NPI includes any personally identifiable financial information given by a consumer or derived from a transaction or service interaction with a consumer. For example, names, addresses, and Social Security numbers are examples of NPI. Public personal information is anything that is publicly available legally, in government records for instance. Additionally, any mixed data that includes NPI is also treated as NPI.
The financial privacy rules are:
- Privacy policies to customers: The company must provide privacy notices to its customers covering the categories of data it discloses to third parties, the treatment of NPI of former customers, its data security practices, and any NPI disclosures required by the Fair Credit Reporting Act.
- Consent of consumers: Any disclosure of NPIs should be with the consent of consumers or at their direction.
- Non-disclosure of NPI to third parties: With some exceptions, a company must not share any NPI with most third parties until it has disclosed its policies to consumers. Additionally, those policies must clearly inform its intention to disclose NPI to third parties and allow consumers to opt out. Companies can base their notices on the model opt-out notices.
- Restrictions on third parties: Third parties must be contractually obligated to maintain the confidentiality of customer data and can't disclose NPI to other non-affiliated third parties.
- Restrictions on marketing: Companies can't disclose account numbers or similar information with non-affiliated third parties for use in telemarketing or email marketing.
- Allowed disclosures: NPI can be disclosed if it's necessary for risk management, dispute resolutions, mergers, or the sale of businesses. Some third parties — like consumer reporting agencies, insurance advisory organizations, rating agencies, and auditors — are also exempt from the above restrictions.
Regulators like the Federal Trade Commission (FTC) have codified these privacy rules under official regulations like the 16 CFR Part 313 - Privacy of Consumer Financial Information.
In the next section, we look into regulations governing data security, which is essential for maintaining the privacy and confidentiality of consumer NPI.
The Safeguards Rule
The act obligates companies to set up administrative, technical, and physical safeguards to ensure the information security and confidentiality of customer records and NPI. Further, companies must protect against any threats, hazards, and unauthorized access to such data.

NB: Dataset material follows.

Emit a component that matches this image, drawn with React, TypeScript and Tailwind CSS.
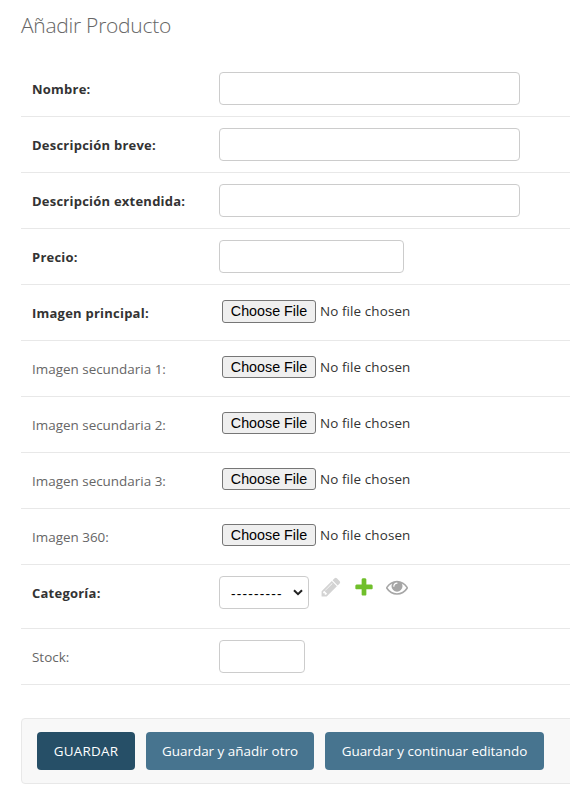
import type { ReactNode } from "react";

const PENCIL =
  "M491 1536l91-91-235-235-91 91v107h128v128h107zm523-928q0-22-22-22-10 0-17 7l-542 542q-7 7-7 17 0 22 22 22 10 0 17-7l542-542q7-7 7-17zm-54-192l416 416-832 832h-416v-416zm683 96q0 53-37 90l-166 166-416-416 166-165q36-38 90-38 53 0 91 38l235 234q37 39 37 91z";
const PLUS =
  "M1600 796v192q0 40-28 68t-68 28h-416v416q0 40-28 68t-68 28h-192q-40 0-68-28t-28-68v-416h-416q-40 0-68-28t-28-68v-192q0-40 28-68t68-28h416v-416q0-40 28-68t68-28h192q40 0 68 28t28 68v416h416q40 0 68 28t28 68z";
const EYE =
  "M1664 960q-152-236-381-353 61 104 61 225 0 185-131.5 316.5t-316.5 131.5-316.5-131.5-131.5-316.5q0-121 61-225-229 117-381 353 133 205 333.5 326.5t434.5 121.5 434.5-121.5 333.5-326.5zm-720-384q0-20-14-34t-34-14q-125 0-214.5 89.5t-89.5 214.5q0 20 14 34t34 14 34-14 14-34q0-86 61-147t147-61q20 0 34-14t14-34zm848 384q0 34-20 69-140 230-376.5 368.5t-499.5 138.5-499.5-139-376.5-368q-20-35-20-69t20-69q140-229 376.5-368t499.5-139 499.5 139 376.5 368q20 35 20 69z";

function Icon({ d, className }: { d: string; className: string }) {
  return (
    <svg viewBox="0 0 1792 1792" className={`size-[22px] fill-current ${className}`}>
      <path d={d} />
    </svg>
  );
}

function Row({ label, required, tall, children }: { label: string; required?: boolean; tall?: boolean; children: ReactNode }) {
  return (
    <div className={`flex items-start border-b border-[#e8e8e8] pt-[11px] pl-[11px] ${tall ? "h-16" : "h-14"}`}>
      <label
        className={`w-[187px] shrink-0 pt-2 leading-[18px] whitespace-nowrap ${
          required ? "text-[13px] font-bold tracking-[0.23px] text-[#333]" : "text-[#666]"
        }`}
      >
        {label}
      </label>
      {children}
    </div>
  );
}

function TextInput({ className }: { className: string }) {
  return <input className={`h-[33px] rounded border border-[#ccc] bg-white px-1.5 outline-none ${className}`} />;
}

function FileInput({ className = "h-[22px]" }: { className?: string }) {
  return (
    <div className="flex items-start pt-[4px] pl-[3px]">
      <button
        type="button"
        className={`w-[94px] rounded-[3px] border border-[#767676] bg-[#efefef] font-['Liberation_Sans',Arial,sans-serif] text-[14.3px] leading-[20px] whitespace-nowrap text-black ${className}`}
      >
        Choose File
      </button>
      <span className="pl-1 leading-[22px] tracking-[0.1px] whitespace-nowrap text-[#333]">No file chosen</span>
    </div>
  );
}

export default function App() {
  return (
    <div className="h-[800px] w-[570px] overflow-hidden bg-white pl-[21px] font-['Open_Sans','Noto_Sans',sans-serif] text-[13.45px] text-[#333]">
      <h1 className="h-[61px] pt-3 text-[21px] leading-[26px] font-light tracking-[-0.27px] text-[#666]">Añadir Producto</h1>
      <form>
        <Row label="Nombre:" required>
          <TextInput className="w-[301px]" />
        </Row>
        <Row label="Descripción breve:" required>
          <TextInput className="w-[301px]" />
        </Row>
        <Row label="Descripción extendida:" required>
          <TextInput className="w-[301px]" />
        </Row>
        <Row label="Precio:" required>
          <TextInput className="w-[185px]" />
        </Row>
        <Row label="Imagen principal:" required>
          <FileInput className="h-[23px] pb-px" />
        </Row>
        <Row label="Imagen secundaria 1:">
          <FileInput />
        </Row>
        <Row label="Imagen secundaria 2:">
          <FileInput />
        </Row>
        <Row label="Imagen secundaria 3:">
          <FileInput />
        </Row>
        <Row label="Imagen 360:">
          <FileInput />
        </Row>
        <Row label="Categoría:" required tall>
          <div className="flex h-[33px] w-[90px] items-center justify-between rounded border border-[#ccc] pr-[5px] pl-[11px]">
            <span className="pt-0.5 text-[14px] leading-[30px] tracking-[1.25px] text-black">---------</span>
            <svg viewBox="0 0 10 7" className="h-[7px] w-[10px] fill-none stroke-[#222] stroke-2">
              <path d="M1 1.2L5 5.2L9 1.2" />
            </svg>
          </div>
          <div className="flex gap-[11px] pl-[11px]">
            <Icon d={PENCIL} className="text-[#d3d3d3]" />
            <Icon d={PLUS} className="text-[#70bf2b]" />
            <Icon d={EYE} className="text-[#a6a6a6]" />
          </div>
        </Row>
        <Row label="Stock:">
          <TextInput className="w-[86px]" />
        </Row>
        <div className="mt-[33px] -mr-2 flex h-[66px] gap-[11px] rounded border border-[#e8e8e8] bg-[#f8f8f8] pt-[13px] pl-[15px] text-white">
          <button type="button" className="h-[38px] w-[98px] rounded bg-[#264f67] pt-px tracking-[0.2px] whitespace-nowrap">
            GUARDAR
          </button>
          <button type="button" className="h-[38px] w-[168px] rounded bg-[#47748f] pt-px whitespace-nowrap">
            Guardar y añadir otro
          </button>
          <button type="button" className="h-[38px] w-[219px] rounded bg-[#47748f] pt-px whitespace-nowrap">
            Guardar y continuar editando
          </button>
        </div>
      </form>
    </div>
  );
}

Regulators like the FTC have published final rules like the safeguards rule for this purpose. The GLBA safeguards rule mandates the security requirements that a company must implement for its information systems that store private information and other sensitive data about its customers.
While the original safeguards rule was codified in 2003, the FTC amended it in 2021 to keep up with technology changes and widened its coverage. Companies must comply with these amendments by June 9, 2023
The implementation of these safeguards is covered in the best practices section below.

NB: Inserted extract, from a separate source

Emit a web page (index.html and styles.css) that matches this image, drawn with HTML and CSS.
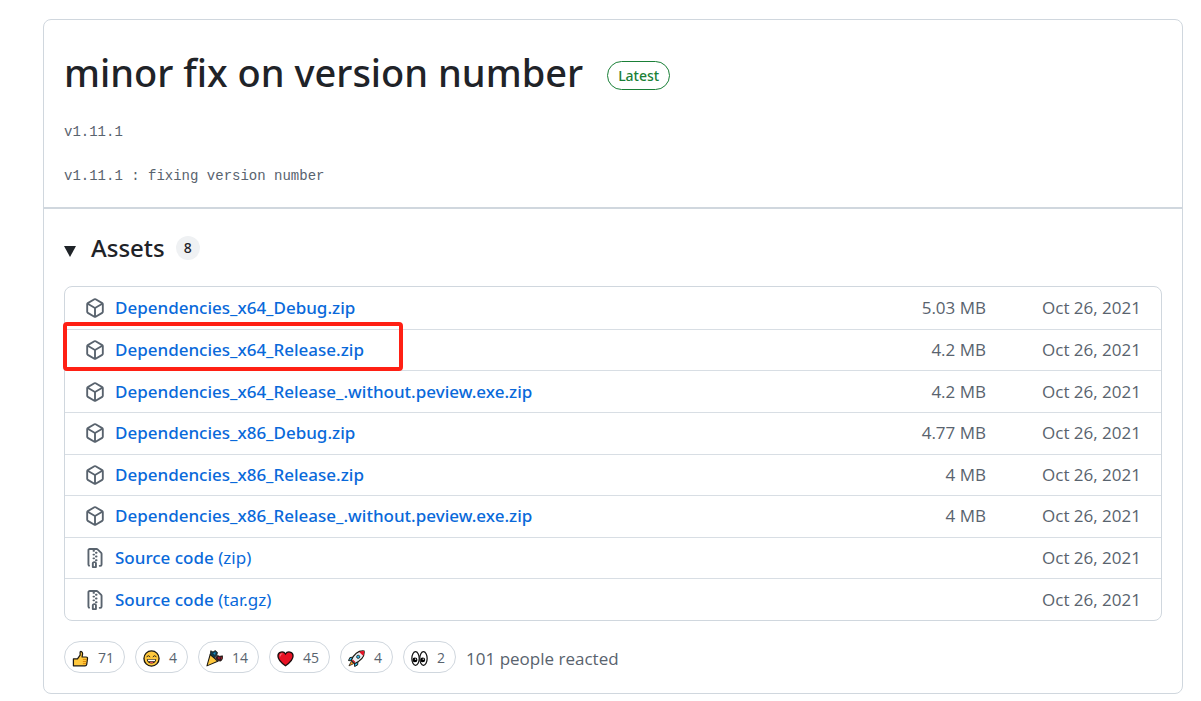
FILE: index.html
```html
<!DOCTYPE html>
<html lang="en">
<head>
	<meta charset="UTF-8">
	<meta name="viewport" content="width=device-width, initial-scale=1">
	<title>minor fix on version number</title>
	<link rel="stylesheet" href="styles.css">
</head>
<body>
	<!-- shared file icons -->
	<svg class="sprite" aria-hidden="true">
		<symbol id="package" viewBox="0 0 16 16">
			<path d="m8.878.392 5.25 3.045c.54.314.872.89.872 1.514v6.098a1.75 1.75 0 0 1-.872 1.514l-5.25 3.045a1.75 1.75 0 0 1-1.756 0l-5.25-3.045A1.75 1.75 0 0 1 1 11.049V4.951c0-.624.332-1.201.872-1.514L7.122.392a1.75 1.75 0 0 1 1.756 0ZM7.875 1.69l-4.63 2.685L8 7.133l4.755-2.758-4.63-2.685a.248.248 0 0 0-.25 0ZM2.5 5.677v5.372c0 .09.047.171.125.216l4.625 2.683V8.432Zm6.25 8.271 4.625-2.683a.25.25 0 0 0 .125-.216V5.677L8.75 8.432Z"/>
		</symbol>
		<symbol id="file-zip" viewBox="0 0 16 16">
			<path fill-rule="evenodd" d="M3.5 1.75v11.5c0 .09.048.173.126.217a.75.75 0 0 1-.752 1.298A1.748 1.748 0 0 1 2 13.25V1.75C2 .784 2.784 0 3.75 0h5.586c.464 0 .909.185 1.237.513l2.914 2.914c.329.328.513.773.513 1.237v8.586A1.75 1.75 0 0 1 12.25 15h-.5a.75.75 0 0 1 0-1.5h.5a.25.25 0 0 0 .25-.25V4.664a.25.25 0 0 0-.073-.177L9.513 1.573a.25.25 0 0 0-.177-.073H7.25a.75.75 0 0 1 0 1.5h-.5a.75.75 0 0 1 0-1.5h-3a.25.25 0 0 0-.25.25Zm3.75 8.75h.5c.966 0 1.75.784 1.75 1.75v3a.75.75 0 0 1-.75.75h-2.5a.75.75 0 0 1-.75-.75v-3c0-.966.784-1.75 1.75-1.75ZM7 12.25v2.25h1v-2.25a.25.25 0 0 0-.25-.25h-.5a.25.25 0 0 0-.25.25ZM6 5.25a.75.75 0 0 1 .75-.75h.5a.75.75 0 0 1 0 1.5h-.5A.75.75 0 0 1 6 5.25Zm.75 2.25h.5a.75.75 0 0 1 0 1.5h-.5a.75.75 0 0 1 0-1.5ZM8 6.75A.75.75 0 0 1 8.75 6h.5a.75.75 0 0 1 0 1.5h-.5A.75.75 0 0 1 8 6.75ZM8.75 3h.5a.75.75 0 0 1 0 1.5h-.5a.75.75 0 0 1 0-1.5Zm0 6h.5a.75.75 0 0 1 0 1.5h-.5a.75.75 0 0 1 0-1.5Z"/>
		</symbol>
	</svg>

	<main class="release">
		<header class="release-head">
			<div class="title-row">
				<h1>minor fix on version number</h1>
				<a class="latest" href="#">Latest</a>
			</div>
			<pre class="note">v1.11.1

v1.11.1 : fixing version number</pre>
		</header>

		<div class="release-foot">
			<details open>
				<summary>
					<svg class="caret" viewBox="0 0 12 11"><path d="M0 0h12L6 11z"/></svg>
					<span class="assets-title">Assets</span>
					<span class="counter">8</span>
				</summary>
				<ul class="assets">
					<li>
						<svg class="icon"><use href="#package"/></svg>
						<a href="#">Dependencies_x64_Debug.zip</a>
						<span class="size">5.03 MB</span>
						<time datetime="2021-10-26">Oct 26, 2021</time>
					</li>
					<li class="marked">
						<svg class="icon"><use href="#package"/></svg>
						<a href="#">Dependencies_x64_Release.zip</a>
						<span class="size">4.2 MB</span>
						<time datetime="2021-10-26">Oct 26, 2021</time>
					</li>
					<li>
						<svg class="icon"><use href="#package"/></svg>
						<a href="#">Dependencies_x64_Release_.without.peview.exe.zip</a>
						<span class="size">4.2 MB</span>
						<time datetime="2021-10-26">Oct 26, 2021</time>
					</li>
					<li>
						<svg class="icon"><use href="#package"/></svg>
						<a href="#">Dependencies_x86_Debug.zip</a>
						<span class="size">4.77 MB</span>
						<time datetime="2021-10-26">Oct 26, 2021</time>
					</li>
					<li>
						<svg class="icon"><use href="#package"/></svg>
						<a href="#">Dependencies_x86_Release.zip</a>
						<span class="size">4 MB</span>
						<time datetime="2021-10-26">Oct 26, 2021</time>
					</li>
					<li>
						<svg class="icon"><use href="#package"/></svg>
						<a href="#">Dependencies_x86_Release_.without.peview.exe.zip</a>
						<span class="size">4 MB</span>
						<time datetime="2021-10-26">Oct 26, 2021</time>
					</li>
					<li>
						<svg class="icon"><use href="#file-zip"/></svg>
						<a href="#">Source code <span class="ext">(zip)</span></a>
						<time datetime="2021-10-26">Oct 26, 2021</time>
					</li>
					<li>
						<svg class="icon"><use href="#file-zip"/></svg>
						<a href="#">Source code <span class="ext">(tar.gz)</span></a>
						<time datetime="2021-10-26">Oct 26, 2021</time>
					</li>
				</ul>
			</details>

			<div class="reactions">
				<button type="button" aria-label="71 thumbs up">
					<svg class="emoji" viewBox="0 0 18 18">
						<path d="M1.5 9.5h4.3l2.8-4V2.2c0-1 2.6-1 2.6 1.6 0 1.5-.5 2.7-.5 3.6h4.2c1.1 0 1.7.7 1.5 1.8l-.8 6c-.2 1-.8 1.5-1.8 1.5H1.5z" fill="#ffc83d" stroke="#1c1810" stroke-width="1.3" stroke-linejoin="round"/>
						<path d="M11.5 10h4M11.5 12.2h3.8M11.5 14.4h3.4" fill="none" stroke="#d67d00" stroke-width=".9"/>
					</svg>
					<span>71</span>
				</button>
				<button type="button" aria-label="4 laugh">
					<svg class="emoji" viewBox="0 0 18 18">
						<circle cx="9" cy="9" r="8" fill="#ffc83d" stroke="#1c1810" stroke-width="1.4"/>
						<path d="M4 7.6c.6-2 2.8-2 3.4 0M10.6 7.6c.6-2 2.8-2 3.4 0" fill="none" stroke="#1c1810" stroke-width="1"/>
						<path d="M4 9.7h10c-.2 6-9.8 6-10 0z" fill="#1c1810"/>
						<path d="M5 10.3h8l-.6 1.5H5.6z" fill="#fff"/>
						<path d="M6.8 13.2c1.3-.9 3.1-.9 4.4 0-1.2 1-3.2 1-4.4 0z" fill="#e8505b"/>
					</svg>
					<span>4</span>
				</button>
				<button type="button" aria-label="14 hooray">
					<svg class="emoji" viewBox="0 0 18 18">
						<path d="M4.5 4.5 1 16.8 12.5 12z" fill="#ffc83d" stroke="#1c1810" stroke-width="1.1" stroke-linejoin="round"/>
						<path d="m5 .8 2.4 1.2L9.8.6l2.4 2-1 3.6-2.6 2.3L4.5 5z" fill="#12394a" stroke="#1c1810" stroke-width=".8"/>
						<path d="M7.5 3.5 10.2 2.2 9.6 5.2z" fill="#1b8fc4"/>
						<path d="m10 8.5 2.2-2.7 2.3.9 3-.5v3l-1.7 2.5-3.3-.3z" fill="#3b1620" stroke="#1c1810" stroke-width=".8"/>
						<path d="m12.5 8.3 1.7-.8v2.5zM15.2 8h1.7v1.6z" fill="#e3242b"/>
					</svg>
					<span>14</span>
				</button>
				<button type="button" aria-label="45 heart">
					<svg class="emoji" viewBox="0 0 18 18">
						<path d="M9 16.7C4.5 13.5 1 10.2 1 6.3 1 1.6 7 .7 9 4.2c2-3.5 8-2.6 8 2.1 0 3.9-3.5 7.2-8 10.4z" fill="#e81224" stroke="#1c1010" stroke-width="1.4"/>
						<path d="M3.3 6.3c0-1.5.9-2.2 2-2.3" fill="none" stroke="#f5717c" stroke-width="1.2" stroke-linecap="round"/>
					</svg>
					<span>45</span>
				</button>
				<button type="button" aria-label="4 rocket">
					<svg class="emoji" viewBox="0 0 18 18">
						<path d="M6 7.500 2 8 .5 11.200l4 .2zM10.500 12l-.3 3.800L7 17.500l-.2-4z" fill="#2fb4e9" stroke="#1c1810" stroke-width="1" stroke-linejoin="round"/>
						<path d="M3.500 12 1 16.800 6 14.500z" fill="#ff9a1f" stroke="#1c1810" stroke-width=".8"/>
						<path d="M17 1C11.500.5 6.500 4 3.600 10.800l3.600 3.500C14.500 11 17.800 6 17 1z" fill="#e9eef2" stroke="#1c1810" stroke-width="1.2"/>
						<path d="M17 1c-1.600-.1-3.600.2-5.200 1l4.200 4.200C16.900 4.400 17.200 2.600 17 1z" fill="#e81224"/>
						<circle cx="10.800" cy="7.200" r="1.700" fill="#2fb4e9" stroke="#1c1810" stroke-width=".8"/>
						<path d="m5 10.800 2.300 2.200" stroke="#e81224" stroke-width="1.2"/>
					</svg>
					<span>4</span>
				</button>
				<button type="button" aria-label="2 eyes">
					<svg class="emoji" viewBox="0 0 18 18">
						<g fill="#fff" stroke="#111" stroke-width="1.3">
							<ellipse cx="4.8" cy="9" rx="3.9" ry="7.2"/>
							<ellipse cx="13.2" cy="9" rx="3.9" ry="7.2"/>
						</g>
						<circle cx="4.2" cy="10.5" r="2.6"/>
						<circle cx="12.4" cy="10.5" r="2.6"/>
						<circle cx="4.8" cy="9.7" r=".7" fill="#fff"/>
						<circle cx="13" cy="9.7" r=".7" fill="#fff"/>
					</svg>
					<span>2</span>
				</button>
				<span class="reacted">101 people reacted</span>
			</div>
		</div>
	</main>
</body>
</html>
```
FILE: styles.css
```css
*{
	box-sizing: border-box;
}
body{
	margin: 0;
	padding: 19px 18px 7px 43px;
	background: #fff;
	color: #1f2328;
	font-family: "Segoe UI", "Open Sans", "Noto Sans", sans-serif;
	font-size: 17px;
	line-height: 24px;
}
a{
	color: #0969da;
	text-decoration: none;
}
h1,
.latest,
.assets-title,
.counter,
.assets a{
	font-family: "Segoe UI Semibold", "Noto Sans", sans-serif;
	font-weight: 500;
}
.sprite{
	display: none;
}
.release{
	border: 1px solid #d0d7de;
	border-radius: 8px;
}
.release-head{
	padding: 24px 20px 20px;
	border-bottom: 2px solid #d0d7de;
}
.title-row{
	display: flex;
	align-items: center;
	gap: 24px;
}
h1{
	margin: 0;
	font-size: 38px;
	line-height: 56px;
}
.latest{
	margin-top: 6px;
	padding: 0 10px;
	border: 1px solid #1a7f37;
	border-radius: 15px;
	color: #1a7f37;
	font-size: 14px;
	line-height: 27px;
}
.note{
	margin: 21px 0 0;
	color: #59636e;
	font-family: Consolas, "Liberation Mono", monospace;
	font-size: 14px;
	line-height: 22px;
}
.release-foot{
	padding: 20px;
}
summary{
	display: flex;
	align-items: center;
	list-style: none;
	height: 38px;
	cursor: pointer;
}
.caret{
	width: 12px;
	height: 11px;
	margin-top: 6px;
	fill: #1f2328;
}
.assets-title{
	margin-left: 15px;
	font-size: 24px;
}
.counter{
	min-width: 24px;
	margin-left: 11px;
	padding: 0 8px;
	border-radius: 12px;
	background: #eff1f3;
	font-size: 14px;
	text-align: center;
}
.assets{
	display: grid;
	grid-auto-rows: 1fr;
	min-height: 335px;
	margin: 19px 0 0;
	padding: 0;
	border: 1px solid #d0d7de;
	border-radius: 8px;
	list-style: none;
}
.assets li{
	display: flex;
	align-items: center;
	padding: 0 20px;
	border-top: 1px solid #d8dee4;
	color: #59636e;
}
.assets li:first-child{
	border-top: 0;
}
.assets a{
	flex: 1;
	margin-left: 10px;
}
.ext{
	font-weight: 400;
}
.size{
	text-align: right;
}
time{
	width: 155px;
	text-align: right;
}
.icon{
	width: 20px;
	height: 20px;
	fill: #59636e;
}
/* red frame over the build to download */
.marked{
	position: relative;
}
.marked::after{
	content: "";
	position: absolute;
	top: -8px;
	left: -2px;
	box-sizing: border-box;
	width: 340px;
	height: 49px;
	border: 4px solid #ff2014;
	border-radius: 4px;
	pointer-events: none;
}
.reactions{
	display: flex;
	align-items: center;
	gap: 10px;
	margin-top: 20px;
}
.reactions button{
	display: flex;
	align-items: center;
	gap: 9px;
	height: 32px;
	padding: 0 10px 0 7px;
	border: 1px solid #d0d7de;
	border-radius: 16px;
	background: #fff;
	color: #59636e;
	font-family: inherit;
	font-size: 14px;
}
.emoji{
	width: 17px;
	height: 17px;
	margin-top: 3px;
}
.reacted{
	padding-top: 4px;
	color: #59636e;
}
```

The Gramm-Leach-Bliley Act also protects customer information from being stolen through false pretenses like:
- False claims of representation
- The use of documents that are forged, counterfeit, stolen, lost, or malicious
- Soliciting a person to obtain customer data through these false pretenses
How GLBA Compliance Works
The GLBA empowers several federal agencies as well as state insurance regulators to enforce its rules and regulations.
The federal agencies include the FTC, federal banking agencies like the Federal Reserve and the Federal Deposit Insurance Corporation (FDIC), the Comptroller of the Currency, and the Securities and Exchange Commission. The FTC is the default regulator for any business that isn't under any other regulator.
For insurance companies, state insurance regulators are responsible for enforcement through state laws. To ensure uniformity in state laws, the National Association of Insurance Commissioners published model regulations that have become the basis for most of the state laws.
Best Practices for GLBA Compliance
In this section, we explain some of the best practices based on regulatory guidance for your information security plan and other compliance requirements.
Your company's information security program must satisfy these guidelines:
- Scope: It must be proportionate to the size and complexity of your business operations as well as the sensitivity of your consumers' NPI.
- Qualified leader: You must appoint a qualified and experienced individual to implement your information security program. Additionally, this person must be supervised by one of your senior employees.
- Risk assessments: You must conduct periodic risk assessments of the internal and external risks to your customer data. These assessments must be documented and include risk mitigations.
- Risk controls: You must implement risk controls for data security, prevent unauthorized access through access control and multi-factor authentication, encrypt all customer data during storage and network transmissions, adopt secure development processes, practice secure data retention and periodic disposal of unused customer data, and set up monitoring and logging of data access.
- Regular monitoring, testing, and improvements: You should regularly test the effectiveness of your safeguards through vulnerability assessments and penetration tests. Keep improving your information security program based on the tests, risk assessments, and major changes in your business or operations.
- Staff training: You must train your staff to securely handle customer data and ensure that your key security staff are updated with the latest threats and countermeasures.
- Third-party monitoring: You should select service providers who can maintain a high level of information security. Be sure to contractually obligate and monitor them through data processing agreements to maintain the same level of information security for all your customer data.
- Incident response plan: You need to maintain detailed incident response plans. They must cover internal processes that must be initiated, external and internal information-sharing practices, and remediation plans.
- Governance: The qualified leader must report to your board of directors or equivalent senior management. Their reports must include all details of your security program, like risk management practices, conclusions of risk assessments, details of security events and responses, and any other pertinent information that may help management improve the program.
Remember that your company must comply with these guidelines by June 9, 2023.
Penalties for Non-Compliance
Regulators are empowered to impose civil penalties on companies that violate the act's rules or regulations. One such enforcement action resulted in a fine of $2.7 million.
The breaching of customer data through false pretenses invites criminal charges that can result in imprisonment of up to five years, and in cases with multiple charges, up to 10 years. In addition, they may incur fines based on the estimated gain, twice the gain, or $250,000, whichever is greater.